A Rust MCP server that lets coding agents use a personal Telegram account through a narrow, auditable surface: readiness checks, bounded reads, dialog search, and approval-gated private sends.

This case proves agent-tool design under real safety pressure: Telegram access is useful only when reading, sending, session ownership, and approval evidence are separated by construction.

bounded MCP
Tool Surface
approval argument
Send Safety
bounded slices
Read Scope
> Private repository. Available for code review on request.

▍ Problem Space

AI agents often need to look up a private working chat, read recent context, or deliver an approved operational update. A generic messenger bridge is too dangerous for that job.

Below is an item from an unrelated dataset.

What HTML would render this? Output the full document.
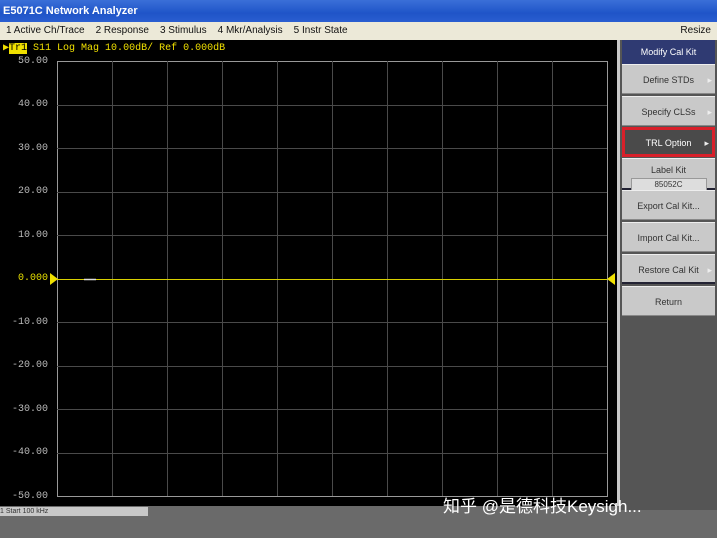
<!DOCTYPE html><html><head><style>
body{margin:0;width:717px;height:538px;overflow:hidden;background:#6a6a6a;font-family:"Liberation Sans",sans-serif;position:relative}
.a{position:absolute}
.title{left:0;top:0;width:717px;height:22px;background:linear-gradient(#3a6fd8,#1f54c8 60%,#2a5ed0);color:#fff;font-weight:bold;font-size:11px;line-height:22px;padding-left:3px;box-sizing:border-box}
.menu{left:0;top:22px;width:717px;height:18px;background:#ece9d8;font-size:10px;line-height:18px;color:#111}
.chart{left:0;top:40px;width:617px;height:466px;background:#000;border-right:3px solid #c8c8c8}
.lab{font-family:"Liberation Mono",monospace;font-size:10px;color:#bbb;width:48px;text-align:right;left:0}
.sk{left:622px;width:93px;height:30px;background:#c9c9c9;border-top:1px solid #eee;border-bottom:1px solid #888;font-size:9px;color:#333;text-align:center;line-height:30px;box-sizing:border-box}
.ar{position:absolute;right:3px;top:0;color:#eee}
</style></head><body>
<div class="a title">E5071C Network Analyzer</div>
<div class="a menu"><span style="margin-left:6px">1 Active Ch/Trace</span><span style="margin-left:11px">2 Response</span><span style="margin-left:11px">3 Stimulus</span><span style="margin-left:11px">4 Mkr/Analysis</span><span style="margin-left:11px">5 Instr State</span><span style="position:absolute;right:6px">Resize</span></div>
<div class="a chart"></div>
<div class="a" style="left:3px;top:42px;font-family:'Liberation Mono',monospace;font-size:10px;color:#f0e000;white-space:pre"><span style="color:#f0e000">&#9654;</span><span style="background:#f0e000;color:#000">Tr1</span> S11 Log Mag 10.00dB/ Ref 0.000dB</div>
<svg class="a" style="left:0;top:0" width="617" height="510">
<rect x="57.5" y="61.5" width="550" height="435" fill="none" stroke="#999"/>
<path d="M112.5 61V496M167.5 61V496M222.5 61V496M277.5 61V496M332.5 61V496M387.5 61V496M442.5 61V496M497.5 61V496M552.5 61V496M57 105.5H607M57 148.5H607M57 192.5H607M57 235.5H607M57 322.5H607M57 366.5H607M57 409.5H607M57 453.5H607" stroke="#4a4a4a"/>
<line x1="57" y1="279.5" x2="607" y2="279.5" stroke="#d8d000" stroke-width="1"/>
<path d="M84 279.5h12" stroke="#ddd" stroke-width="1.5"/>
<polygon points="50,273 58,279 50,285" fill="#f0e000"/>
<polygon points="615,273 607,279 615,285" fill="#f0e000"/>
</svg>
<div class="a lab" style="top:56px">50.00</div>
<div class="a lab" style="top:99px">40.00</div>
<div class="a lab" style="top:143px">30.00</div>
<div class="a lab" style="top:186px">20.00</div>
<div class="a lab" style="top:230px">10.00</div>
<div class="a lab" style="top:273px;color:#e8e000">0.000</div>
<div class="a lab" style="top:317px">-10.00</div>
<div class="a lab" style="top:360px">-20.00</div>
<div class="a lab" style="top:404px">-30.00</div>
<div class="a lab" style="top:447px">-40.00</div>
<div class="a lab" style="top:491px">-50.00</div>
<div class="a" style="left:0;top:507px;width:148px;height:9px;background:#c8c8c8;font-size:7px;color:#333;line-height:9px">1 Start 100 kHz</div>
<div class="a" style="left:620px;top:40px;width:97px;height:470px;background:#555"></div>
<div class="a" style="left:622px;top:40px;width:93px;height:24px;background:#2f3a72;color:#fff;font-size:9px;text-align:center;line-height:24px">Modify Cal Kit</div>
<div class="a sk" style="top:64px">Define STDs<span class="ar">&#9656;</span></div>
<div class="a sk" style="top:96px">Specify CLSs<span class="ar">&#9656;</span></div>
<div class="a sk" style="top:127px;background:#4a4a4a;color:#fff;border:3px solid #d8202a;line-height:26px">TRL Option<span class="ar">&#9656;</span></div>
<div class="a sk" style="top:158px;height:32px;line-height:12px;padding-top:5px;border-bottom:2px solid #223">Label Kit<div style="margin:2px auto 0;width:74px;height:11px;background:#ddd;border:1px solid #999;font-size:8px;line-height:11px">85052C</div></div>
<div class="a sk" style="top:190px">Export Cal Kit...</div>
<div class="a sk" style="top:222px">Import Cal Kit...</div>
<div class="a sk" style="top:254px;border-bottom:2px solid #223">Restore Cal Kit<span class="ar">&#9656;</span></div>
<div class="a sk" style="top:286px">Return</div>
<div class="a" style="left:443px;top:492px;font-size:17px;color:#fff;font-family:'Liberation Sans','Noto Sans CJK SC',sans-serif;white-space:nowrap">知乎 @是德科技Keysigh...</div>
</body></html>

  • Overbroad Access: Many chat tools expose unbounded history, noisy dialog dumps, or destructive actions the agent does not need.
  • Ambiguous Sending: A private message is still a human-contact action. The tool must require explicit current-session approval for the exact recipient and text.
  • Session Ownership: Telegram session files are credentials. One live owner and a lock file prevent split-brain access to the same account state.
  • Numeric Peer Resolution: Private chats cannot be treated like public usernames; dialog identity and access hashes must be resolved through the account's own dialogs.

▍ Architecture

CODEX / AGENT
  typed MCP call + approval evidence
          ↓
MCP SERVER (Rust)
  schema validation | bounded tools | session lock
          ↓
TELEGRAM ADAPTER
  ferogram session | proxy support | dialog identity
          ↓
TELEGRAM ACCOUNT
  read bounded slices | send only approved private messages

▍ Operating Proof

bounded MCP
Tool Surface
approval argument
Send Safety
bounded slices
Read Scope
none exposed
Destructive Tools
lock protected
Session Owner
Rust 2024
Implementation

▍ Key Engineering Decisions

Problem
Agents need Telegram context, but broad history export turns a simple lookup into private-data exposure.
Solution
Expose small tools only: health, bounded dialog listing, targeted search, bounded chat reads, and one approval-gated send path.
Alternative Rejected
Generic Telegram automation — faster to expose, but impossible to audit safely when agents share the same runtime.
Problem
A visible chat ID is not enough to address a Telegram peer reliably through MTProto.
Solution
Resolve numeric IDs through the account's dialog inventory and access-hash metadata instead of treating every ID as a username.

▍ Tech Stack

Core
Rust 2024, Tokio, clap
Protocol
MCP stdio, serde, schemars
Telegram
ferogram, MTProto session files
Safety
bounded reads, no delete tool, explicit approval field

▍ What This Proves

Agent Tool Design
Turning a risky human-contact channel into a narrow typed surface that agents can use without broad privileges.
Security Boundaries
Keeping session files, approvals, read scope, and send authority separate.
Protocol Integration
Using MTProto session identity and dialog metadata instead of brittle public-username assumptions.
Operational Fit
Making the tool useful for real work while still failing closed on unauthorized or ambiguous actions.